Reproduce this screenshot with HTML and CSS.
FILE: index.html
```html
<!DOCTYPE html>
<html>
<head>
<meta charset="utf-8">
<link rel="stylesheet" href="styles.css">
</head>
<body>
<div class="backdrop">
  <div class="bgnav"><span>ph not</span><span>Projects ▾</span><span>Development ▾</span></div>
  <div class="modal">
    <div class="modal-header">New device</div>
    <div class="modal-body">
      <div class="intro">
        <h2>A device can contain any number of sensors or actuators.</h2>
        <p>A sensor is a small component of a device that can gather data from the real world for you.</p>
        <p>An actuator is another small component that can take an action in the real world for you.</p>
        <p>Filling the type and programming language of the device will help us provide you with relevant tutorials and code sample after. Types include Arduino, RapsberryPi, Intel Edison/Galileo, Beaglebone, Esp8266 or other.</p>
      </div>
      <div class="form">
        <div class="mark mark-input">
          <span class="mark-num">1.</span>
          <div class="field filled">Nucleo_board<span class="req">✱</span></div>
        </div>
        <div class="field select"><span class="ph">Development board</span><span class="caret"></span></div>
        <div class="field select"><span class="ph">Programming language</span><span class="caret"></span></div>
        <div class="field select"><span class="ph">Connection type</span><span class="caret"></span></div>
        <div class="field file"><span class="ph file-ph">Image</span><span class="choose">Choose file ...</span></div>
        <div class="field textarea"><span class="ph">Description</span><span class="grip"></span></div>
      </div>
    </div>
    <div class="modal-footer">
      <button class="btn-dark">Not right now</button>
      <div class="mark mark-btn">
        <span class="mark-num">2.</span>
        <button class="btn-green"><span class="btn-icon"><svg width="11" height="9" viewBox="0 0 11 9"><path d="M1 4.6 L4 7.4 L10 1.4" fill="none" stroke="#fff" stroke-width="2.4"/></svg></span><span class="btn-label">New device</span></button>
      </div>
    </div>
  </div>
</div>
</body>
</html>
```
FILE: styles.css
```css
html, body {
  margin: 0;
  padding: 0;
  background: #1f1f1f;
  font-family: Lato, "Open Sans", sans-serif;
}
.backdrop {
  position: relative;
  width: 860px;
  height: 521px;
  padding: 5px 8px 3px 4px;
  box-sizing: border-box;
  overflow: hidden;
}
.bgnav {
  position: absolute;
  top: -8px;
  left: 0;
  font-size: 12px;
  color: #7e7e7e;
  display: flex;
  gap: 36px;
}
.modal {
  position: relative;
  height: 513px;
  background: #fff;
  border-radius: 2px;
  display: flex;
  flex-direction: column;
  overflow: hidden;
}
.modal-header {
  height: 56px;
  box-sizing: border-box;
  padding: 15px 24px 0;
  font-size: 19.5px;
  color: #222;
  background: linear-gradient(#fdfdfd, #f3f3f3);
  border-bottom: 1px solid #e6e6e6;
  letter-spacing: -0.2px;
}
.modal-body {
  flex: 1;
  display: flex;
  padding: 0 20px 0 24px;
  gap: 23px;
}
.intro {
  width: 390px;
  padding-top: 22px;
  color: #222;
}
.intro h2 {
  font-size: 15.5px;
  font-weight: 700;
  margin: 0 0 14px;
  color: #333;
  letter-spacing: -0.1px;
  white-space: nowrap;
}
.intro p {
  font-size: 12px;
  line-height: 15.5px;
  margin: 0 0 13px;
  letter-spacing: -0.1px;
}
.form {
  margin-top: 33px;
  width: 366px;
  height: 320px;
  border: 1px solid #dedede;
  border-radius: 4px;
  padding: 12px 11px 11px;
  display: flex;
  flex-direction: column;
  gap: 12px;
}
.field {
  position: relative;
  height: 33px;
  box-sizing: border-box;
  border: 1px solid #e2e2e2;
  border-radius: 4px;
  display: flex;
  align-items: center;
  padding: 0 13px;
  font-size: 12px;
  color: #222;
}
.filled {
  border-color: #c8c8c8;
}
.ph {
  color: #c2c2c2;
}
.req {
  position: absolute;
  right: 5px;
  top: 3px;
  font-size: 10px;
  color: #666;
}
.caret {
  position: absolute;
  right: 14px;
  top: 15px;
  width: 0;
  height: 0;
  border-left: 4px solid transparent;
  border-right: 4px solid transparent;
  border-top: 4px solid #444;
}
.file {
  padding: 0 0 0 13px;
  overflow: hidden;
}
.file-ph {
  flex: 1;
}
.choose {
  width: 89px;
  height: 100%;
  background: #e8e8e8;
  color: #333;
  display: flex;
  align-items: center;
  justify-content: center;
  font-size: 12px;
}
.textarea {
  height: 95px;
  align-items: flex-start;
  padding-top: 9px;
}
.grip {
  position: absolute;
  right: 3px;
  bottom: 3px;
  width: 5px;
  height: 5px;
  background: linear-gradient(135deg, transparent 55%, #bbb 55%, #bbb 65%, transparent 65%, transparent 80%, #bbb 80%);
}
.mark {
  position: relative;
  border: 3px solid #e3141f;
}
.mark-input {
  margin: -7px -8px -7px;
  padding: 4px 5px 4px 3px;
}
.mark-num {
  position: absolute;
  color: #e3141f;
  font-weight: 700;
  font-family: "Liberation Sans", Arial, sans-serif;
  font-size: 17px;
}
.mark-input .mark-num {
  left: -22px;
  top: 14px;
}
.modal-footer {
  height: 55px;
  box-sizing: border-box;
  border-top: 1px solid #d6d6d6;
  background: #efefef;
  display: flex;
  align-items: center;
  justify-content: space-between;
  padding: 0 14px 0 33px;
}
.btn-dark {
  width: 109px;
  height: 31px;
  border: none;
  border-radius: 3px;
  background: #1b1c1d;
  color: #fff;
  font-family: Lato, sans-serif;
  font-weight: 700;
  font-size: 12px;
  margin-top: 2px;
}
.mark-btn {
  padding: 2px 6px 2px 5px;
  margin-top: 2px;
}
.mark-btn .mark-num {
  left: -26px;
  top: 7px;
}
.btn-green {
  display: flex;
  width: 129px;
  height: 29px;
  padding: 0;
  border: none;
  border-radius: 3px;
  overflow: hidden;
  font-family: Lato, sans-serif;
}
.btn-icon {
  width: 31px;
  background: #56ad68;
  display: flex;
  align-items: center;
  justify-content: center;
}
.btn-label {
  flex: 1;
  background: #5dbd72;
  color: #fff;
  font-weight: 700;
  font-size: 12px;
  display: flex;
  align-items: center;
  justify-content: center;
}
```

++++++

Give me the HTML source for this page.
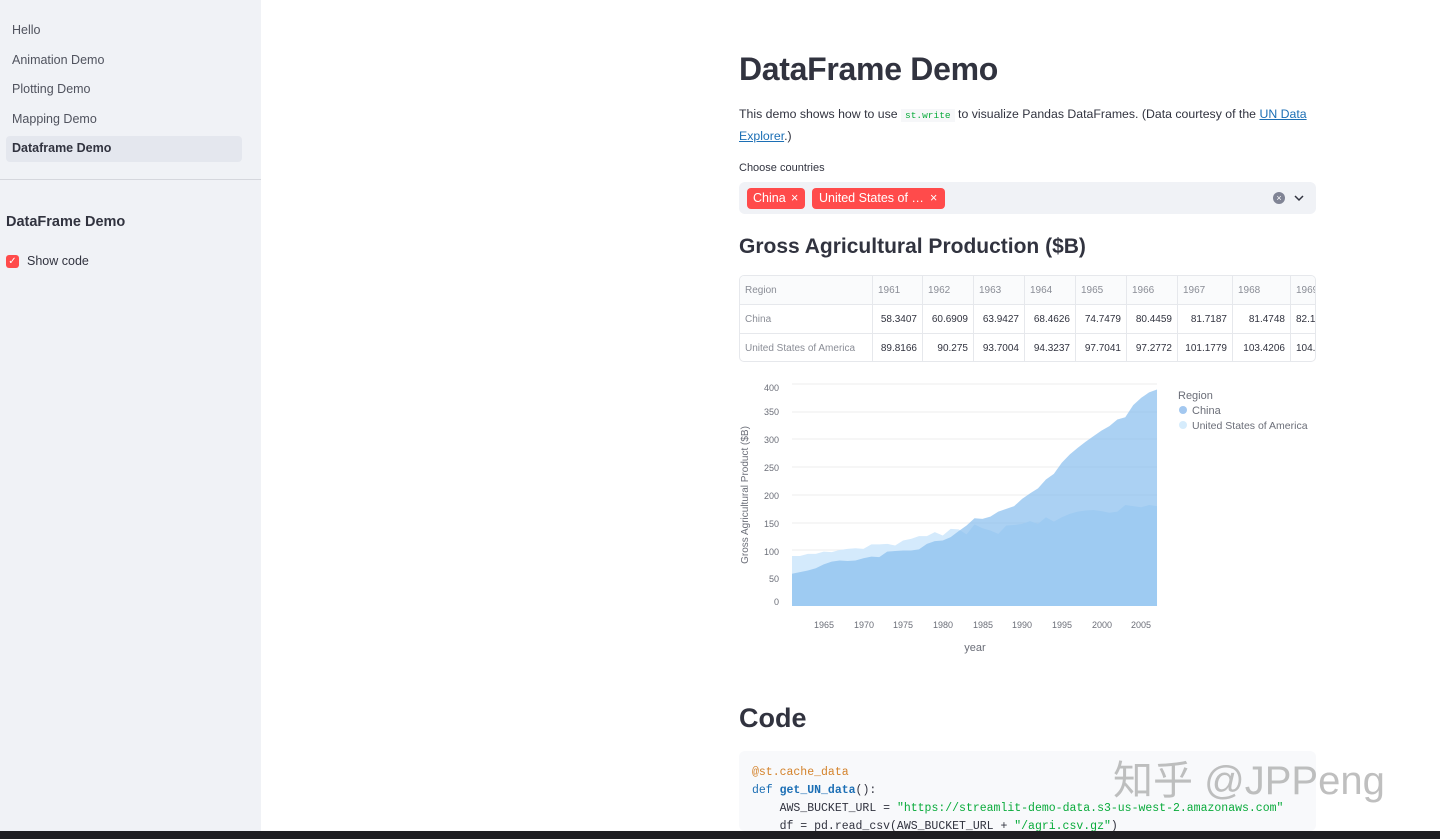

++++++

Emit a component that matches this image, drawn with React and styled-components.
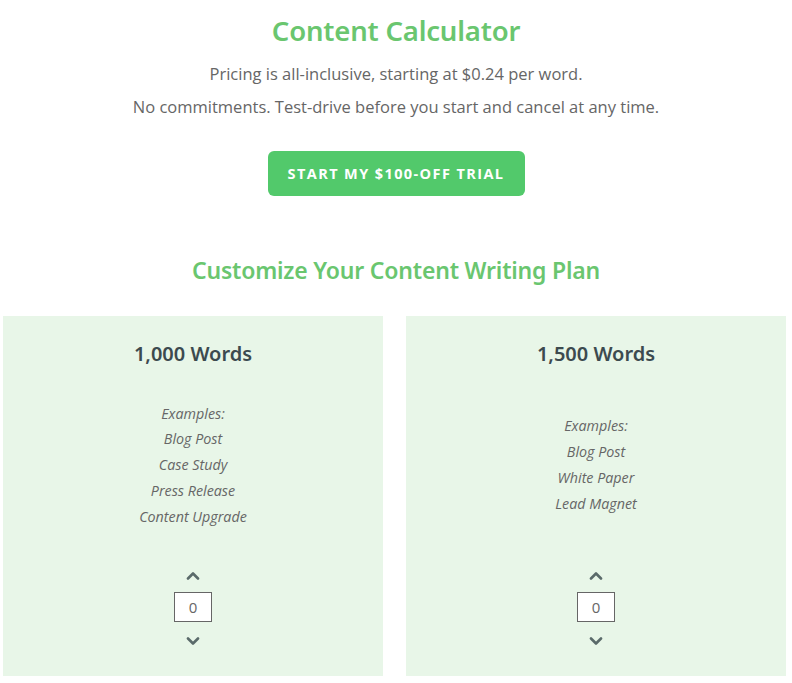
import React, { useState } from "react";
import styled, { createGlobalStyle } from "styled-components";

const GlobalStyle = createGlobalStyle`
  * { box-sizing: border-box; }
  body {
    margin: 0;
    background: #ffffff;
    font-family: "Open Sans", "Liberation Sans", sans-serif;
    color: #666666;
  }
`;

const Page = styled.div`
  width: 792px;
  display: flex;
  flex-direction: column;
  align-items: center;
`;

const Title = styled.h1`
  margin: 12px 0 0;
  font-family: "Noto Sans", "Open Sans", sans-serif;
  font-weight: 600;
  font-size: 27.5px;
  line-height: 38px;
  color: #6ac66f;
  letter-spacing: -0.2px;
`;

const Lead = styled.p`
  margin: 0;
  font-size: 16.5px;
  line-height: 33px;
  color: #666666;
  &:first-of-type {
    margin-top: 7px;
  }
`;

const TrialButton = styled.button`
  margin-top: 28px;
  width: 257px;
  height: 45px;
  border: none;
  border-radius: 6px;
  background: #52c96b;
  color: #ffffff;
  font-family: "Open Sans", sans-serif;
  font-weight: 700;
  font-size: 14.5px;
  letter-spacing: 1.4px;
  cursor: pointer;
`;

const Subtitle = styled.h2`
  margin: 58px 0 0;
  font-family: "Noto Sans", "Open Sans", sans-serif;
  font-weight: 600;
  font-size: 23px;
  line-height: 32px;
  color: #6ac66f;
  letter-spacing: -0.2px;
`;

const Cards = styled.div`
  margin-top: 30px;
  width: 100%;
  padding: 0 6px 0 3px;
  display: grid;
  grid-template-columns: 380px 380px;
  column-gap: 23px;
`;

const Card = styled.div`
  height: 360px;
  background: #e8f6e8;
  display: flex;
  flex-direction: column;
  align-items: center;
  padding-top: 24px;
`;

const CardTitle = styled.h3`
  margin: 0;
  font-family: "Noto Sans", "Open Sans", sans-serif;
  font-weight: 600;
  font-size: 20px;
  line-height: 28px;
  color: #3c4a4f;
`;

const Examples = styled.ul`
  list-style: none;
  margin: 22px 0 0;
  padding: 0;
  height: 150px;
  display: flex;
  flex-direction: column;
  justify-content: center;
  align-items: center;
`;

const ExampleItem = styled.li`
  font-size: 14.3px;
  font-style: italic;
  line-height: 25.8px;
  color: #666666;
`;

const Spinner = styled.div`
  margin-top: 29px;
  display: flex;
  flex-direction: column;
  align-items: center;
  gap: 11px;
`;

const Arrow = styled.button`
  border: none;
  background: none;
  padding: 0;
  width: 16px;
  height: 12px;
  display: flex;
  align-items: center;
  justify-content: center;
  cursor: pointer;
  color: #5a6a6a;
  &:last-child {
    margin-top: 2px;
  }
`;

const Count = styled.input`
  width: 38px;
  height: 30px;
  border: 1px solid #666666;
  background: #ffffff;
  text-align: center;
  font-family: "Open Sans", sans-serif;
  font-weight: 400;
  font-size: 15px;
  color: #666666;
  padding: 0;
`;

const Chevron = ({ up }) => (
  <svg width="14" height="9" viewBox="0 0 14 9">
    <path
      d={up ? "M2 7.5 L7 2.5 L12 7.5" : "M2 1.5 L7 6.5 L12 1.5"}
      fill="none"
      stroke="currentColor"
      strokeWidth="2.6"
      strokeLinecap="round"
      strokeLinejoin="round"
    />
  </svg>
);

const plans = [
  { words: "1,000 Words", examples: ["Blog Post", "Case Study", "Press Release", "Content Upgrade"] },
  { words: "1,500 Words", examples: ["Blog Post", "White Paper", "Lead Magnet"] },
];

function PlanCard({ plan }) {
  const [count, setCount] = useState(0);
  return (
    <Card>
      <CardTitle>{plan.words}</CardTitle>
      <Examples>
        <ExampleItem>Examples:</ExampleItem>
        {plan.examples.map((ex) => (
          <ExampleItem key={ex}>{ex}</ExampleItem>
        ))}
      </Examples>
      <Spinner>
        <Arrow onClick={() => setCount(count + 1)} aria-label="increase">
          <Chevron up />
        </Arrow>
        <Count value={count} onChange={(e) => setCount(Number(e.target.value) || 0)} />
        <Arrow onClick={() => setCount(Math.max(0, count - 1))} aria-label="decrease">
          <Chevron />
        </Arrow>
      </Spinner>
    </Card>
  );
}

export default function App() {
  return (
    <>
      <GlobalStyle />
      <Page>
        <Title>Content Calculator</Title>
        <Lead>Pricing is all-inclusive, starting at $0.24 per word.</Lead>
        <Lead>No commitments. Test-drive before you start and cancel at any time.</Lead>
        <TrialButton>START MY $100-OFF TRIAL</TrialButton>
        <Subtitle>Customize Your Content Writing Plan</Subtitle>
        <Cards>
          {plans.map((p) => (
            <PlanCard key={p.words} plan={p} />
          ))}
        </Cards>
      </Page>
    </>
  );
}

++++++

Exercise objective
Copy out every line in the listing where the word "with" appears.

Answer for the task
Reproduce this screenshot with HTML and CSS.
        <p>Filling the type and programming language of the device will help us provide you with relevant tutorials and code sample after. Types include Arduino, RapsberryPi, Intel Edison/Galileo, Beaglebone, Esp8266 or other.</p>
Emit a component that matches this image, drawn with React and styled-components.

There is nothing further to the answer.